Question about Making a prediction on the testing dataset

Artoria_Shu · October 13, 2020, 8:31am

Hi,
I have a very basic question about how to make a prediction on the testing dataset. Currently, I have two CSV files which are the training dataset and the testing dataset. I have built the decision tree predictor and import the training dataset into it. But I have no idea how to predict data on the testing dataset? Where should I import the testing dataset in Knime?
I will appreciate it if you guys could help me!

beginner · October 13, 2020, 11:37am

The answer to your question is simple but my question back at you is for what this exercise is? Is it to learn? Or for school? OK. But if it’s for work/something more serious I would advise to learn the basic “ML flow” or “ML pipeline” first. (What is cross-validation? What is train-test split? How do I evaluate a model? What exactly belongs to the model? -> the full pipline does including normalization, etc)

First, you must never normalize on the full data set like in your example but only on the training set because else you have data leakage.

Having said that and to actually answer your question you just add a second file reader to read in the test data, use the Normalizer (Apply) Node to normalize test data (Note: Normalizing is not needed for Tree-based algorithms) and then connect that to the Predictor node.

Artoria_Shu · October 13, 2020, 12:00pm

Thanks for your reply and actually it just for my interest. I found the Knime by accident and I think this application is quite useful and convenient. But it’s hard to find the lessons about Knime that are taught in my native language. And I saw most workflows are showed like below which is only one file reader, so I am quite confused about how to predict data on the testing data.

What’s more, when I connect the Normalizer (Apply) with the Decision Tree Predictor, the previous line between the partitioning and Decision Tree Predictor appeared. Could you please where I did wrong? Thanks!

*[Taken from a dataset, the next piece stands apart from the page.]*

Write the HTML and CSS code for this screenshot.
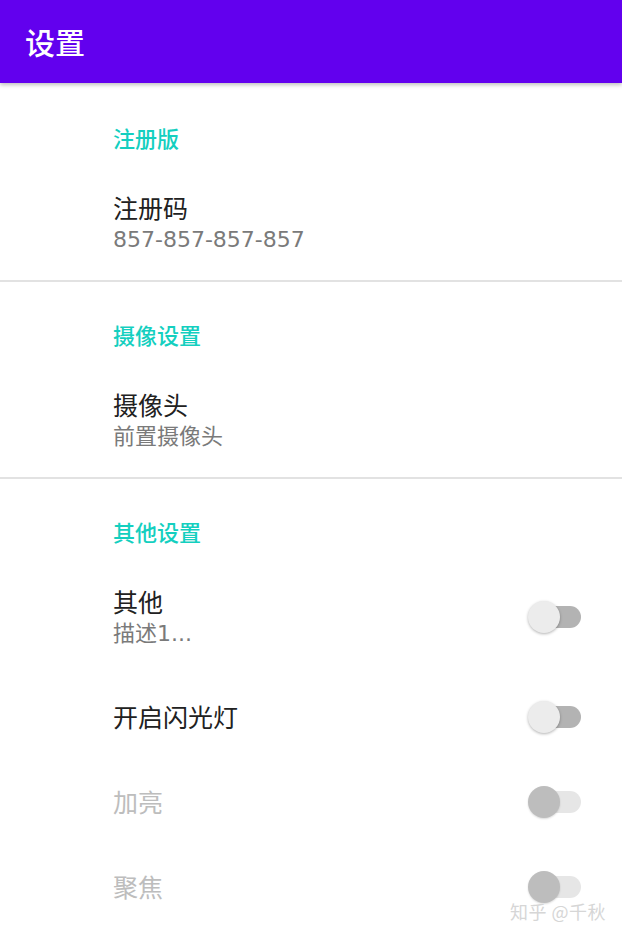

elsamuel · October 13, 2020, 3:02pm

Why do you have a partiioning node?

ipazin · October 14, 2020, 9:49am

Hello @Artoria_Shu,

welcome to KNIME Community!

And which one is that if I may ask?

Br,
Ivan

Daniel_Weikert · October 14, 2020, 6:38pm

You want to partition at the beginning use nodes like Normalizer etc on the training set and connect the normalizer to the normalizer apply to apply the same transformations on your test or new dataset you want to predict on

system · April 15, 2021, 6:39am

This topic was automatically closed 182 days after the last reply. New replies are no longer allowed.